A case in which weight is represented by a distribution of frequency of occurrence of each word appearing in a document.
c={cat: 0.12, moon: 0.03, book: 0.34, . . . }
This representation means that the word “cat” appears in the document with a percentage of 12%, the word “moon” appears in the document with a percentage of 3%, the word “book” appears in the document with a percentage of 34%. A form as a function is available like c (cat)=0.12. Also, a form of vector is available like c=(0.12, 0.03, 0.34, . . . )
A case in which weight is represented by a set of words appearing in a document.
C={cat, moon, book, . . . }
This representation can be taken as a dictionary whose weights are all “1”. Alternatively, this representation can be taken as a function in which, for words included in the set, for instance, c(cat)=1, and all other words are given with zero.
A case in which, as the weights in Example A, not only the frequency in the documents, but document frequency is also considered, where the document frequency indicates how frequently each word appears in documents, with a certain document group used as a reference. This example C includes TF-IDF (Term Frequency-Inverse Document Frequency) method which is known in the field of information search.
Next, operation of the present embodiment will be explained.
The information processing 1, firstly, generates for a specific user, a user feature vector which is information reflecting the user's interests and tastes (S11). The user feature vector UV in n-dimensions is represented by UV=[a1, a2, . . . , an]. Here, “a1, a2, . . . , an” represent n elements of the vector UV. The user feature vector UVj as to each user j may be expressed as the following:
UVj=[aj1,aj2, . . . , ajn]
Upon receipt of an instruction for presenting any data to the user (S12), the information processing generates data feature vectors each of which is information indicating a feature of the data, as to each data item targeted for the presentation (S13). The “instruction for presenting any data” may include, for example, a menu selection for displaying recommended information, an instruction for sorting the data items in the order of priority, or the like.
Here, the data feature vector of each data item is compared with the user feature vector so that a degree of similarity between both feature vectors is calculated (S14). By way of example, in order to decide the priority (or total order) of the data items Dj for the user j, an inner product value is calculated between the user feature vector UVj and the data feature vector DVi of the data Di, according to the following formula.
UVj·DVi=Σajm·wim (m=1, 2, . . . , n)
Here, “ajm” represents a value of m-th element of the user feature vector UVj of the user j, and “wim” represents a value of m-th element of the data feature vector of the data Di.
Priorities are assigned to the data items Di in descending order of the inner product values (the larger is the higher). Upon obtaining the inner product between the data feature vector and the user feature vector, it is necessary to bring the number of dimensions of both vectors to agree with each other. For this purpose, actually, it is sufficient to assume that the number of dimensions n, which corresponds to the total number of words being different between both vectors, instead of using the virtual maximum number of dimensions n as described in the following.

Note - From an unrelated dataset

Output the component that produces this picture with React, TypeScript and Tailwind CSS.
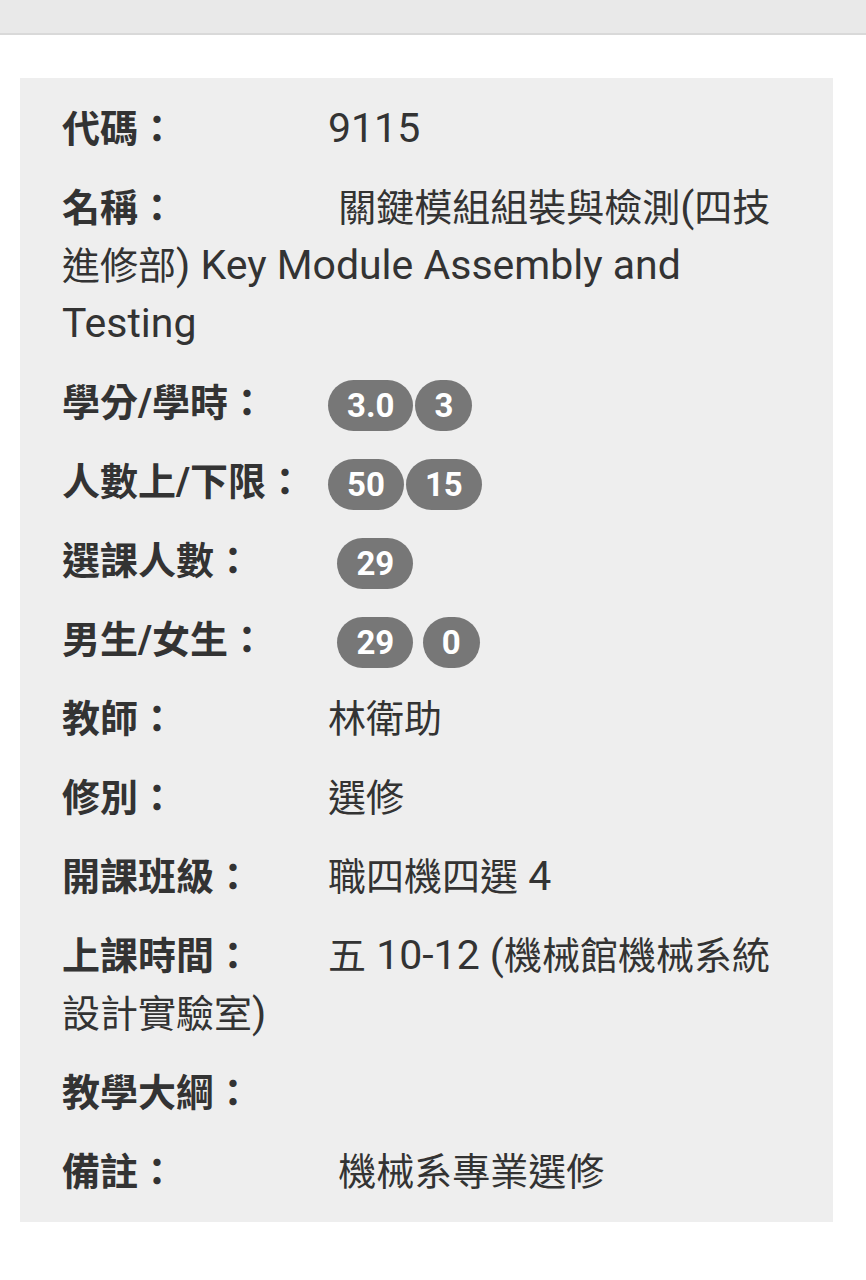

Next, according to the degrees of similarity thus calculated, priorities are assigned to the multiple data items (S15). In addition, the data items are presented (or processed) according to the priorities assigned (S16). In other words, a data item ranked higher is presented to the user on a priority basis. Specifically, various modes for presenting the data items are conceivable, depending on applications and conditions; only the data item with the highest priority is presented, a predetermined number of data items with high priority is chosen to be presented to the user, or all the data items are presented to the user in order of precedence. It is further possible to prepare a mode for presenting the data items, such as presenting multiple data items in stepwise manner according to the order of priority, in response to the user's request by request.
Steps S12 to S16 are executed repeatedly. A specific processing procedure and a processing example of each of those processing steps will be described in the following.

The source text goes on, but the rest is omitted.